Sempre Semenzato osserva che non esistono, nel nostro paese, normative di sicurezza: "grazie ad un'apposita deroga prevista da un decreto ministeriale del 1970, la presenza anche di consistenti quantità d'uranio impoverito negli aerei non è assoggettato ad alcuna comunicazione preventiva alle autorità di controllo". Tuttavia, per trasportare un carico di soli 10 chili di DU nella stiva di un velivolo, "sono necessarie dichiarazioni, autorizzazione e assicurazioni"Š
Purtroppo, non risulta nemmeno che "le compagnie aeree siano assicurate contro ipotetici rischi d'intossicazione e contaminazione a causa dell'uranio impoverito, né che vi sia alcuna normativa di protezione specifica per tutti quegli operatori, vigili del fuoco in primo luogo, chiamati ad intervenire a ridosso degli aerei in caso di incidente".
A conferma dell'entità dei pericoli connessi all'uso del DU, si pensi alle sofisticate misure di sicurezza e di smaltimento delle scorie radioattive che vengono adottate al poligono inglese di Eskmeals, sulla costa della Cumbria, dove si testano le munizioni all'uranio impoverito dal 1981. Come si scopre da un articolo apparso sull'"Independent" di due anni fa, il Ministero della difesa e il Dipartimento per l'ambiente sono così preoccupati dei rischi dei test nucleari sui cittadini che hanno attivato un laboratorio medico permanente per il personale militare, una stazione di controllo per la popolazione e sette centrali di monitoraggio dell'aria ad alta capacità, che analizzano mille campioni d'aria ogni anno.
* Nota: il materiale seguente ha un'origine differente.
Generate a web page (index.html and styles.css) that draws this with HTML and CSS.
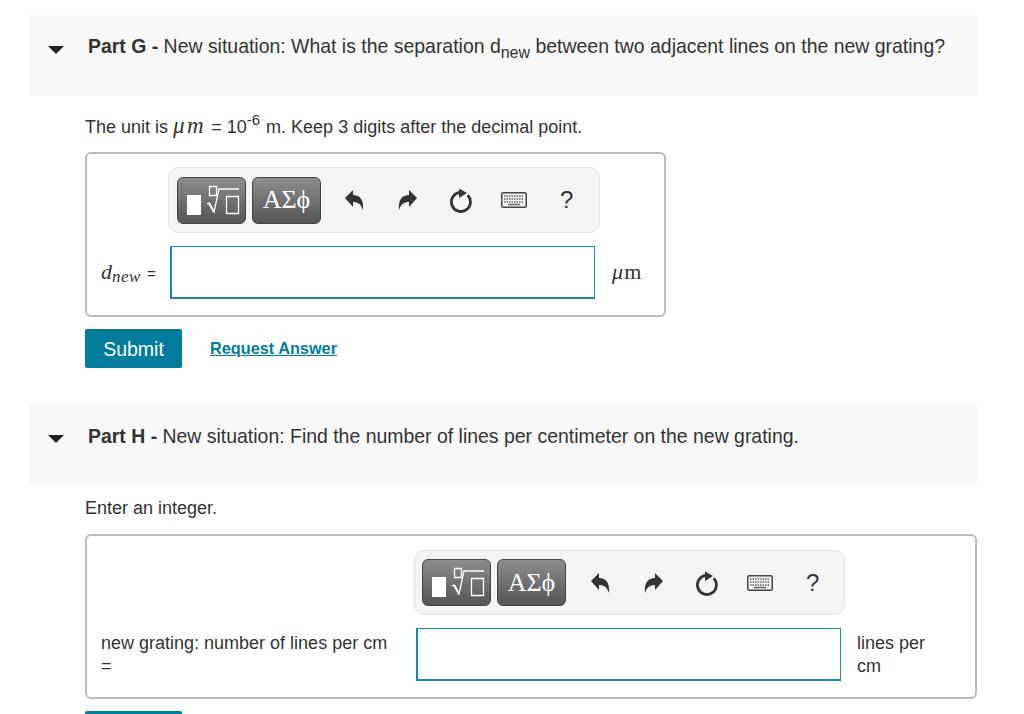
FILE: index.html
```html
<!DOCTYPE html>
<html lang="en">

<head>
  <meta charset="UTF-8">
  <meta name="viewport" content="width=device-width, initial-scale=1.0">
  <title>Part G and Part H</title>
  <link rel="stylesheet" href="styles.css">
</head>

<body>
  <svg class="icon-defs" width="0" height="0">
    <symbol id="icon-templates" viewBox="0 0 69 47">
      <rect x="10" y="18" width="14" height="20" fill="#fff"/>
      <path d="M30 27l2-1 5 9 5-23h20M32.500 9.500h7v9h-7zM49.500 19.500h12v17h-12z" fill="none" stroke="#fff" stroke-width="1.300"/>
      <path d="M32 26l5 9" fill="none" stroke="#fff" stroke-width="2"/>
    </symbol>
    <symbol id="icon-undo" viewBox="0 0 20 22">
      <path d="M0 9L8 1v5c7 0 11 5 10 15-2-6-5-8-10-8v5z" fill="#333"/>
    </symbol>
    <symbol id="icon-redo" viewBox="0 0 20 22">
      <path d="M20 9l-8-8v5C5 6 1 11 2 21c2-6 5-8 10-8v5z" fill="#333"/>
    </symbol>
    <symbol id="icon-reset" viewBox="0 0 24 26">
      <path d="M11 5.500A9.500 9.500 0 1 0 18.700 8.300" fill="none" stroke="#333" stroke-width="2.800"/>
      <path d="M10 1.500l8 4.500-8 5z" fill="#333"/>
    </symbol>
    <symbol id="icon-keyboard" viewBox="0 0 26 16">
      <rect x="0.750" y="0.750" width="24.500" height="14.500" rx="1.500" fill="#f4f4f4" stroke="#444" stroke-width="1.500"/>
      <path d="M3 4h20M3 7h20M3 10h20" stroke="#666" stroke-width="1.500" stroke-dasharray="1.500 1"/>
      <path d="M7 12.500h12" stroke="#666" stroke-width="1.500"/>
    </symbol>
  </svg>

  <div class="page">
    <div class="part-head">
      <span class="caret"></span>
      <h2><b>Part G -</b> New situation: What is the separation d<sub>new</sub> between two adjacent lines on the new grating?</h2>
    </div>
    <div class="part-body part-g">
      <p class="hint">The unit is <i class="math">μm</i> = 10<sup>-6</sup> m. Keep 3 digits after the decimal point.</p>
      <div class="answer answer-g">
        <div class="toolbar">
          <button class="tool-btn" type="button"><svg width="69" height="47"><use href="#icon-templates"/></svg></button>
          <button class="tool-btn symbols" type="button">ΑΣϕ</button>
          <span class="tools">
            <svg class="undo" width="20" height="22"><use href="#icon-undo"/></svg>
            <svg class="redo" width="20" height="22"><use href="#icon-redo"/></svg>
            <svg class="reset" width="24" height="26"><use href="#icon-reset"/></svg>
            <svg class="keyboard" width="26" height="16"><use href="#icon-keyboard"/></svg>
            <span class="help">?</span>
          </span>
        </div>
        <label class="field-label math-label"><i>d<sub>new</sub></i><span class="equals">=</span></label>
        <div class="field"></div>
        <span class="unit math-unit"><i>μ</i>m</span>
      </div>
      <div class="actions">
        <button class="submit" type="button">Submit</button>
        <a class="request" href="#">Request Answer</a>
      </div>
    </div>

    <div class="part-head part-head-h">
      <span class="caret"></span>
      <h2><b>Part H -</b> New situation: Find the number of lines per centimeter on the new grating.</h2>
    </div>
    <div class="part-body">
      <p class="hint">Enter an integer.</p>
      <div class="answer answer-h">
        <div class="toolbar">
          <button class="tool-btn" type="button"><svg width="69" height="47"><use href="#icon-templates"/></svg></button>
          <button class="tool-btn symbols" type="button">ΑΣϕ</button>
          <span class="tools">
            <svg class="undo" width="20" height="22"><use href="#icon-undo"/></svg>
            <svg class="redo" width="20" height="22"><use href="#icon-redo"/></svg>
            <svg class="reset" width="24" height="26"><use href="#icon-reset"/></svg>
            <svg class="keyboard" width="26" height="16"><use href="#icon-keyboard"/></svg>
            <span class="help">?</span>
          </span>
        </div>
        <label class="field-label">new grating: number of lines per cm =</label>
        <div class="field"></div>
        <span class="unit">lines per cm</span>
      </div>
      <div class="actions">
        <button class="submit" type="button" aria-label="Submit"></button>
      </div>
    </div>
  </div>
</body>

</html>
```

FILE: styles.css
```css
html,
body {
  height: 714px;
  margin: 0;
  overflow: hidden;
}

body {
  background-color: white;
  color: #333;
  font-family: "Liberation Sans", Arial, sans-serif;
}

.icon-defs {
  position: absolute;
}

.page {
  padding: 15px 47px 0 29px;
}

.part-head {
  display: flex;
  height: 81px;
  box-sizing: border-box;
  padding: 18px 0 0 19px;
  background-color: #f8f8f8;
}

.part-head-h {
  height: 80px;
}

.part-head-h h2 {
  margin-top: 1px;
}

.caret {
  width: 0;
  height: 0;
  margin: 13px 24px 0 0;
  border-top: 8px solid #222;
  border-left: 8px solid transparent;
  border-right: 8px solid transparent;
}

h2 {
  margin: 0;
  font-size: 19.450px;
  font-weight: normal;
  line-height: 26px;
}

h2 sub {
  font-size: 16px;
  line-height: 0;
  vertical-align: -5px;
}

.part-body {
  padding: 11px 0 36px 56px;
}

.part-g {
  padding-top: 18px;
}

.hint {
  margin: 0 0 13px 0;
  font-size: 18px;
  line-height: 26px;
}

.part-g .hint {
  margin-bottom: 12px;
}

.hint sup {
  margin-right: 1px;
  font-size: 15px;
  line-height: 0;
  vertical-align: 8px;
}

.math {
  font-family: "Liberation Serif", serif;
  font-size: 23px;
  line-height: 0;
  letter-spacing: 2.500px;
}

.answer {
  display: grid;
  box-sizing: border-box;
  align-items: center;
  row-gap: 13px;
  padding: 13px 0 16px 14px;
  border: 2px solid #bbb;
  border-radius: 6px;
}

.answer-g {
  width: 581px;
  grid-template-columns: 69px 425px auto;
}

.answer-h {
  grid-template-columns: 315px 425px auto;
  padding-top: 14px;
}

.toolbar {
  grid-column: 2 / 4;
  display: flex;
  box-sizing: border-box;
  align-items: center;
  width: 432px;
  height: 66px;
  margin-left: -2px;
  padding-left: 8px;
  border: 1px solid #e4e4e4;
  border-radius: 10px;
  background-color: #f4f4f4;
}

.answer-h .toolbar {
  width: 431px;
  height: 65px;
  padding-left: 7px;
}

.tool-btn {
  width: 69px;
  height: 47px;
  box-sizing: border-box;
  margin-right: 6px;
  padding: 0;
  border: 1px solid #444;
  border-radius: 6px;
  background: linear-gradient(#8d8d8f, #555);
  color: white;
}

.tool-btn svg {
  display: block;
  margin: -1px;
}

.symbols {
  font-family: "Liberation Serif", serif;
  font-size: 26px;
}

.tools {
  display: flex;
  align-items: center;
  margin-left: 18px;
}

.answer-h .tools {
  margin-left: 19px;
}

.redo {
  margin-left: 32px;
}

.reset {
  margin-left: 32px;
}

.keyboard {
  margin-left: 28px;
}

.help {
  margin-left: 33px;
  font-size: 24px;
}

.field-label {
  padding-right: 20px;
  font-size: 18px;
  line-height: 23px;
}

.math-label {
  padding: 0;
  white-space: nowrap;
  font-size: 15px;
}

.math-label i {
  font-family: "Liberation Serif", serif;
  font-size: 22px;
}

.math-label sub {
  font-size: 17px;
  line-height: 0;
  letter-spacing: 0.500px;
  vertical-align: -3px;
}

.equals {
  margin-left: 6px;
}

.field {
  height: 53px;
  box-sizing: border-box;
  border: 2px solid #1c8aa8;
  border-width: 1px 1px 2px 2px;
  background-color: white;
}

.unit {
  padding-left: 16px;
  padding-right: 30px;
  font-size: 18px;
  line-height: 23px;
}

.math-unit {
  padding: 0 0 2px 17px;
  font-family: "Liberation Serif", serif;
  font-size: 22px;
  letter-spacing: 1.300px;
}

.actions {
  display: flex;
  align-items: center;
  gap: 28px;
  margin-top: 12px;
}

.submit {
  width: 97px;
  height: 39px;
  padding: 2px 0 0 0;
  border: none;
  border-radius: 2px;
  background-color: #007d9c;
  color: white;
  font-family: inherit;
  font-size: 19.500px;
}

.request {
  color: #007d9c;
  font-size: 16.300px;
  font-weight: bold;
}
```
Curiosamente, però, le autorità governative del Regno Unito, in buona compagnia con gli Usa e le altre Nazioni Unite, continuano ad affermare che l'uranio impoverito non causa danni reali e non si sono ancora assunte alcuna responsabilità per l'inquinamento atomico provocato dalle testate al DU durante la guerra del Golfo e quella dei Balcani.
Rimanendo comunque agli usi civili, l'uranio impoverito non sembra essere solo impiegato come contrappeso in applicazioni aerospaziali (sembra che ogni Boeing 747 contenga 1500 chili d'uranio 238), ma anche come materiale per la schermatura dalle radiazioni, nelle "sinker bars", ossia i pesi usati per far affondare gli strumenti nei pozzi petroliferi pieni di fango, nei rotori giroscopici ad alte prestazioni e negli yacht da competizione.
Il rischio vero, allora, qual è? Che una sostanza temibile come l'uranio 238 venga utilizzata, in maniera silente e, per giunta, legale, per fini civili o militari a noi ancora sconosciuti, ma in grado di compromettere gravemente la salute nostra e dell'ambiente. Poiché il DU è presente in grandi quantità e a costo bassissimo ed esiste il problema del suo smaltimento, non è da escludere che si stiano studiando nuovi modi per riciclarlo su vasta scala. L'ipotesi, dunque, di un'epidemia radioattiva a livello planetario è molto concreta, anche se, almeno finora, sembra non interessare affatto chi ha il potere dalla parte del manico.